Isn’t our problem really about trusting God’s judgment and control? Do we really want the CEOs of insurance company who are making obscene amounts of money to be redeemed? Do we want our political enemies saved? Do we want child abusers or rapists rehabilitated and living next door? Or would we rather see them weeping and gnashing their teeth? Be honest now.
But what if redemption for the worst of the worst is really possible and we are just too impatient to let it happen? Just think of the ways we transform garbage into recycled useful items. On just one web site on recycling I found furniture, pens, clipboards, recycling containers and dozens of other items, made out of stuff that just a few years ago went straight to the landfill of weeping and teeth gnashing. Or how about Alexander Fleming taking something as weed-like as mold and turning it into the life-saving miracle drug penicillin. If we mortals can work such miracles, imagine what God can do if given enough time.

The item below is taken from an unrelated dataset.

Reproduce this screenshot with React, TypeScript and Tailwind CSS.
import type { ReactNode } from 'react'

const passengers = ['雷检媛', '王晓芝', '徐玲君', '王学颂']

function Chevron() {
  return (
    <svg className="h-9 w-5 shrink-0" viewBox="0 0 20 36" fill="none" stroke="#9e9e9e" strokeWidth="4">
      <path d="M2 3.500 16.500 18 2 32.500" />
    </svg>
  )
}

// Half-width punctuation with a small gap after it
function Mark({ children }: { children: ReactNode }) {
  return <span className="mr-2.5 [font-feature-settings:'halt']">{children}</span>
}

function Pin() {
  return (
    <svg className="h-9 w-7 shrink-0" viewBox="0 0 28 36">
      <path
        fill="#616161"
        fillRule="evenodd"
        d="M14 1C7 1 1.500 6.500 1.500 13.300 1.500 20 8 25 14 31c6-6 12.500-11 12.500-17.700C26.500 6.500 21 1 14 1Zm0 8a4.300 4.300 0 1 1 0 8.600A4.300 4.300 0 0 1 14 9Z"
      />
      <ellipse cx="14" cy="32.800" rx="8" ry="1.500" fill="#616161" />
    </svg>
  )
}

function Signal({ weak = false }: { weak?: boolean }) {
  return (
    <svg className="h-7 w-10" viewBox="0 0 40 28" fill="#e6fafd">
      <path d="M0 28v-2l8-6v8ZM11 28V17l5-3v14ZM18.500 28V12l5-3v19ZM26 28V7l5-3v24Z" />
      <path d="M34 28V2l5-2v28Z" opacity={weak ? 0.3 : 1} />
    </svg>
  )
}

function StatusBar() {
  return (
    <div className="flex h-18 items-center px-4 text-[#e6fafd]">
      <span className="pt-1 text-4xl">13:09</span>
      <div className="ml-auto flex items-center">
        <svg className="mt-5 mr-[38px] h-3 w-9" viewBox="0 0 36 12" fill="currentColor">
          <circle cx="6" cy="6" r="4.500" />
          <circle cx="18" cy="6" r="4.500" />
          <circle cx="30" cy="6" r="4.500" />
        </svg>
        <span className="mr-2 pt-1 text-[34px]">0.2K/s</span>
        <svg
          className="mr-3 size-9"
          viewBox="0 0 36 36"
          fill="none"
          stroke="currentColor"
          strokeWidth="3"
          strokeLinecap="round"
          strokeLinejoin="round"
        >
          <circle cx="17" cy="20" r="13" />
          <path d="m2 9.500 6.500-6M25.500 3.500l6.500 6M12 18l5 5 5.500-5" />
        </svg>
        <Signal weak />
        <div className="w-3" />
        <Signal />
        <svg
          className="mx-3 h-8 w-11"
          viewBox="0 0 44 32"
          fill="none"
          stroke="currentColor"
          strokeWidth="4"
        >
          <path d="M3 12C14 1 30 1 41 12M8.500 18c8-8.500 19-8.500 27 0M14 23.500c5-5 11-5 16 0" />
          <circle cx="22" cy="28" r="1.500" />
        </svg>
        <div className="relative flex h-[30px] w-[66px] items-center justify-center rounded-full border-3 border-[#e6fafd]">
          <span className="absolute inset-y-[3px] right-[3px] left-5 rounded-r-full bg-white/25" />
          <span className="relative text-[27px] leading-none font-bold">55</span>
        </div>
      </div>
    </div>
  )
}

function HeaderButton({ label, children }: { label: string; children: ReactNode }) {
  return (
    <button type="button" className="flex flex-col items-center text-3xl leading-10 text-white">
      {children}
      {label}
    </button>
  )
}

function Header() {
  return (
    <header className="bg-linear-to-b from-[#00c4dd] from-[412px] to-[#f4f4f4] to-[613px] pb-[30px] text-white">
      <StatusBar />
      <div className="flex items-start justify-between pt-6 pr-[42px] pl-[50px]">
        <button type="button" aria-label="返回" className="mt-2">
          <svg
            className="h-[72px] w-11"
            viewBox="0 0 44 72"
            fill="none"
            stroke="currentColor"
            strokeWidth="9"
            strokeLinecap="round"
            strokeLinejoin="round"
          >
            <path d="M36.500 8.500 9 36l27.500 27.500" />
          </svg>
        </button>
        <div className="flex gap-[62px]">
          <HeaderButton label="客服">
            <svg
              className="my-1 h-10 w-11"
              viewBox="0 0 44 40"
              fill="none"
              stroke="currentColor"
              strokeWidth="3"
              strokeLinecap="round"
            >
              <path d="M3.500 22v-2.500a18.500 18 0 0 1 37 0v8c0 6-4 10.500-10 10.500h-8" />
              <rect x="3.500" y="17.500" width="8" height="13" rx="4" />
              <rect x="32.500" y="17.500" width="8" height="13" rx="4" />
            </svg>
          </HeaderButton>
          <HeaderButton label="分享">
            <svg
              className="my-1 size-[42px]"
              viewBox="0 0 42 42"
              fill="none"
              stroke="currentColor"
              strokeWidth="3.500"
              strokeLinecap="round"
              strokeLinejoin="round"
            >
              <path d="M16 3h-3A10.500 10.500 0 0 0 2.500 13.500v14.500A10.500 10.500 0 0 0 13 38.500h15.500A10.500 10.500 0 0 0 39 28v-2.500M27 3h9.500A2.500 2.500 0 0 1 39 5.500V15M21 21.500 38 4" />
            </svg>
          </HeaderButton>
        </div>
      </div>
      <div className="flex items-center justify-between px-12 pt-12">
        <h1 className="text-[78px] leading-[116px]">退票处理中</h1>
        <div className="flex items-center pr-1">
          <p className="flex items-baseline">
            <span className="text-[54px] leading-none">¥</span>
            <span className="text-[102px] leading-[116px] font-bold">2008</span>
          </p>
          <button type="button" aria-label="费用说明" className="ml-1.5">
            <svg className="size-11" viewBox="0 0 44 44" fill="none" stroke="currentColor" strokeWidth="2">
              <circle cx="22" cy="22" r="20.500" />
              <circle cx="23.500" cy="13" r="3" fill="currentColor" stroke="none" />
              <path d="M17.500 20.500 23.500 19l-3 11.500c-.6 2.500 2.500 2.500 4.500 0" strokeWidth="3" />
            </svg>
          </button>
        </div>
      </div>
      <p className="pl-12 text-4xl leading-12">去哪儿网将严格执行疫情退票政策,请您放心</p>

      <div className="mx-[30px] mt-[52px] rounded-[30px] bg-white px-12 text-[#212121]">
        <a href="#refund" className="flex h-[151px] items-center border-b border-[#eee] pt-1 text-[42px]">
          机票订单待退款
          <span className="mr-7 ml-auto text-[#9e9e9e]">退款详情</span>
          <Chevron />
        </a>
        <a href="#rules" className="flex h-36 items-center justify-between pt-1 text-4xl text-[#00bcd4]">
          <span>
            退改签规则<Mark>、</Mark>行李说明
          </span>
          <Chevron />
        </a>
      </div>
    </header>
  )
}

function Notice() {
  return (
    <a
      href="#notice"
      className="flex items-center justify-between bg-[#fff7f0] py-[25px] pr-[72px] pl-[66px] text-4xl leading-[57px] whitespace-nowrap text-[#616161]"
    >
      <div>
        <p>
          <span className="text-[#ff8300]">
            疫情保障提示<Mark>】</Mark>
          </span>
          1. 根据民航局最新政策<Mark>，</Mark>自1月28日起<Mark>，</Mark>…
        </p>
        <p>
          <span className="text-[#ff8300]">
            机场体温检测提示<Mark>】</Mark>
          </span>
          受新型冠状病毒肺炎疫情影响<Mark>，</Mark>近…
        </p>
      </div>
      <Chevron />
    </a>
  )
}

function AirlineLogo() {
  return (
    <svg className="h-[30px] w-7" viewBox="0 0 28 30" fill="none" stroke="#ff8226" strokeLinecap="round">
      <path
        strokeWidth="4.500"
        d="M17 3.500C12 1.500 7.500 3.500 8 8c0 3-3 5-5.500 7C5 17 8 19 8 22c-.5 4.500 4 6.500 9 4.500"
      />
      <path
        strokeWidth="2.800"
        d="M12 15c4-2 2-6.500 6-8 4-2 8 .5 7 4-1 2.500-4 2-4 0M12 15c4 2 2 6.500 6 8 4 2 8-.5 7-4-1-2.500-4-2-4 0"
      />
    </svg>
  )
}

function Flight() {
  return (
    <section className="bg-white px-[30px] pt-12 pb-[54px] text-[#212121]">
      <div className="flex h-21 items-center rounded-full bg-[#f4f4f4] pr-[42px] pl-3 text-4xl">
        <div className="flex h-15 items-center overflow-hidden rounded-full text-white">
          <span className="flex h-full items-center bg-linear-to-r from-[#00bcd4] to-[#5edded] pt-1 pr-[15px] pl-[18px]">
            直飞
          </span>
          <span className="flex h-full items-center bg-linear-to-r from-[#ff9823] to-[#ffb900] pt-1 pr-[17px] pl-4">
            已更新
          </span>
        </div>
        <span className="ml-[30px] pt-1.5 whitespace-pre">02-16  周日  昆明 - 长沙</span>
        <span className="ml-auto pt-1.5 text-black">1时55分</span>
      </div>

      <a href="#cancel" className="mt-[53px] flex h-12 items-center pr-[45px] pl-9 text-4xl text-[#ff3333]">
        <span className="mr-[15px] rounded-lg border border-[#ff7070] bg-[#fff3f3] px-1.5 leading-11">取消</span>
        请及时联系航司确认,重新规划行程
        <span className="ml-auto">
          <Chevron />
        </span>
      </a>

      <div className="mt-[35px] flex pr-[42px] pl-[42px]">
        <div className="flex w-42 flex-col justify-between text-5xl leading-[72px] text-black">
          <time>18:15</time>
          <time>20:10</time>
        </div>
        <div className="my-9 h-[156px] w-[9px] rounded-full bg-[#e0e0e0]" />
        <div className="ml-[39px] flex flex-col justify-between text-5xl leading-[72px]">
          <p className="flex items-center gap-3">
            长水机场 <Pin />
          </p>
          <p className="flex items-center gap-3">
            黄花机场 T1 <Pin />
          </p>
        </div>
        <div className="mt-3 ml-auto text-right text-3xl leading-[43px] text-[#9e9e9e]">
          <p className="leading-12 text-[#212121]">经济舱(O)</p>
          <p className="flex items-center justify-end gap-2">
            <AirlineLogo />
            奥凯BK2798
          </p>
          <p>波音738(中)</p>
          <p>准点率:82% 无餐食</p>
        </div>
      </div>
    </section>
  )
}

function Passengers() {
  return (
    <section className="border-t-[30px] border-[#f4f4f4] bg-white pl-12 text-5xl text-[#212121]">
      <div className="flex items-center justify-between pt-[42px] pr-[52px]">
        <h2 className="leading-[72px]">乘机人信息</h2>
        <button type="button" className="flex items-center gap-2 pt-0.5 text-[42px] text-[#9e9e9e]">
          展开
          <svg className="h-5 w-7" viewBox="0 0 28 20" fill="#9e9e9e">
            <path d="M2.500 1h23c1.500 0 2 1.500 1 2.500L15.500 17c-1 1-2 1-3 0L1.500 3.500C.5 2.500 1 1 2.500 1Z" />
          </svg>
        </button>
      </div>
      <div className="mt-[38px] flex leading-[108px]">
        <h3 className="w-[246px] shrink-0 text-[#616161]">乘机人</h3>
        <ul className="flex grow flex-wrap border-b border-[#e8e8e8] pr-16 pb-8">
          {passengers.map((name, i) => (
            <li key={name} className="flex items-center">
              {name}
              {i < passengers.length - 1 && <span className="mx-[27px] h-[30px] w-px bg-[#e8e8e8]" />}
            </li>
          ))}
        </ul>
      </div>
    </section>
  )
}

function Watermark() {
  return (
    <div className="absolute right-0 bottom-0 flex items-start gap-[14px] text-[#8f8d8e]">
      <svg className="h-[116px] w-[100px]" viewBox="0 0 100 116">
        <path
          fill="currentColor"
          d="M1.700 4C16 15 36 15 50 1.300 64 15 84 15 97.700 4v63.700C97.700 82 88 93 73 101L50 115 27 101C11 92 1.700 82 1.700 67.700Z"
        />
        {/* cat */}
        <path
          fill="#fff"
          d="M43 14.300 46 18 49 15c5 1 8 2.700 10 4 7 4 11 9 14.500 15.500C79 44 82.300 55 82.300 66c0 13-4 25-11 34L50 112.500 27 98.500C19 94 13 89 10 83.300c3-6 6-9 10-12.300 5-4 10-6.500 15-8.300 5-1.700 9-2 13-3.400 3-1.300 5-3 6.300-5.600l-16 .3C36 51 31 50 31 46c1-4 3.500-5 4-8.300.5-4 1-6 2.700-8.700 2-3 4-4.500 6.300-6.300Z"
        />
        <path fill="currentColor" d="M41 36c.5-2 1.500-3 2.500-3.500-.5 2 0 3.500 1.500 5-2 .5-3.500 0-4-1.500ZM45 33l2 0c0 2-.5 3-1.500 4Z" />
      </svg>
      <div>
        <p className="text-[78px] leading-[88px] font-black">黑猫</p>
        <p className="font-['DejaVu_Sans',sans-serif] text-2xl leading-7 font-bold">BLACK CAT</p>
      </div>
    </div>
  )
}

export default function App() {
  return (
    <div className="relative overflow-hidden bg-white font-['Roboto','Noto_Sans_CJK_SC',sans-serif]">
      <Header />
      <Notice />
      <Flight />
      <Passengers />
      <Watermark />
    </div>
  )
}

So what are we to do in the meantime, before the harvest comes – just live with the weeds? Yes, and that gives us time to examine our own lives to see if we have misjudged or prejudged some “weeds” that may produce unexpected fruit or bloom with dazzling colors if they are not prematurely cut down.
We can use the extra time God gives us, before we rush to judgment, to look deeply into our own spiritual mirrors to see what kind of fruit our own seeds are producing—to truly invite our all-knowing God to “search us and know our hearts; to try us and know our thoughts; and see if there be any wicked weeds in us.”
We all need that honest spiritual inventory because when we are too quick to judge others we are often blind to our own weediness. And if we stay focused on looking for beauty and good in others and weeding out the evil in ourselves, we won’t have time to be firing up our weed whackers to go after the thistles and briars in our neighbor’s yard.
So why the inconsistent images of God? I don’t know. I can’t explain it – it’s just the nature of our finite attempts to explain an infinite God. Sometimes the answer to life’s mysteries is “I don’t know – but God does, and that’s all we need to know.” A parable points to one facet of the mystery of God, and the mystery is not there to be explained or neatly resolved in a 20 minute sermon, but for us to savor the mystery and ponder it as we water ski across it.
The question is — are we able and willing to suspend our chronic explanitis and give God as much time as needed to transform ugliness into breath-taking beauty? Can we let God be the decider about things “that God alone can see?”
One thing I do remember about water skiing – you can’t ever get up out of the water unless you trust someone else to drive the boat. We need to trust God with what we can’t explain.
Do you remember Captain Sullenberger who safely landed that crippled US Air plane on the Hudson River a few years ago? When a flock of geese flew into the engines of that plane the co-pilot was at the controls. But as soon as he realized they were in trouble Captain Sully said just two words that made it clear who was in charge from that moment on. He simply said, “My airplane” and made all the critical decisions in the next few seconds that saved the lives of 155 people.
I haven’t seen any lately but there used to be a popular bumper sticker that said “God is my Co-Pilot.” If that’s your theology for dealing with life’s squiggles, you need to trade seats and let God say, “My Airplane.”
Preached July 23, 2017 at Northwest UMC, Columbus, Ohio
I was scheduled to preach at Willow Brook today. I returned from vacation Thurs. evening and had to quickly prepare a sermon on Friday. I looked at the Matthew text and decided to punt (i.e., pick up a previous sermon idea). You were more courageous. I like what you did.
Thank you Bob, I really appreciate those good words from someone with your biblical knowledge and expertise.